Égérie is a sophisticated French word meaning 'muse,' 'icon,' or 'inspiration.' It refers to a woman who embodies a particular ideal or movement, often inspiring artists, designers, or even an entire generation.
In this song, Julien Doré sings about a woman who is 'toutes les femmes de ta vie' (all the women in your life), including 'ton âme sœur, ton égérie.' This word perfectly captures the idea of a multifaceted woman who is not just a partner but also a profound source of inspiration and an emblematic figure in one's life, making it a truly enticing word to discover.
Imagine someone looking you straight in the eyes and saying, “Stop putting me on a pedestal. I’m not your flawless crystal statue… I’m all the women in your life rolled into one!” That is the playful challenge at the heart of Toutes Les Femmes De Ta Vie. In lively, sparkling French, Julien Doré’s narrator refuses to be reduced to a single label. She’d rather be a fierce rival than a fragile ideal, and she proudly lists the many masks she can wear: soulmate, muse, oxygen when you’re breathless, even a “best enemy” who keeps you on your toes.
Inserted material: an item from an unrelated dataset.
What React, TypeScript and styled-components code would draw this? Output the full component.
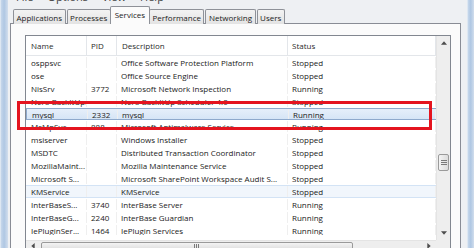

The chorus turns this idea into a joyful anthem of feminine complexity. Love, the song insists, has countless faces—glamourous, sexy, supportive, defiant—and they can all live in one person. By inviting her partner to “open his eyes,” she’s really asking him to embrace every contradiction and color that makes a relationship thrillingly real. The message is both fun and profound: true connection begins when we stop searching for perfection and start celebrating the wonderfully multifaceted human standing right in front of us.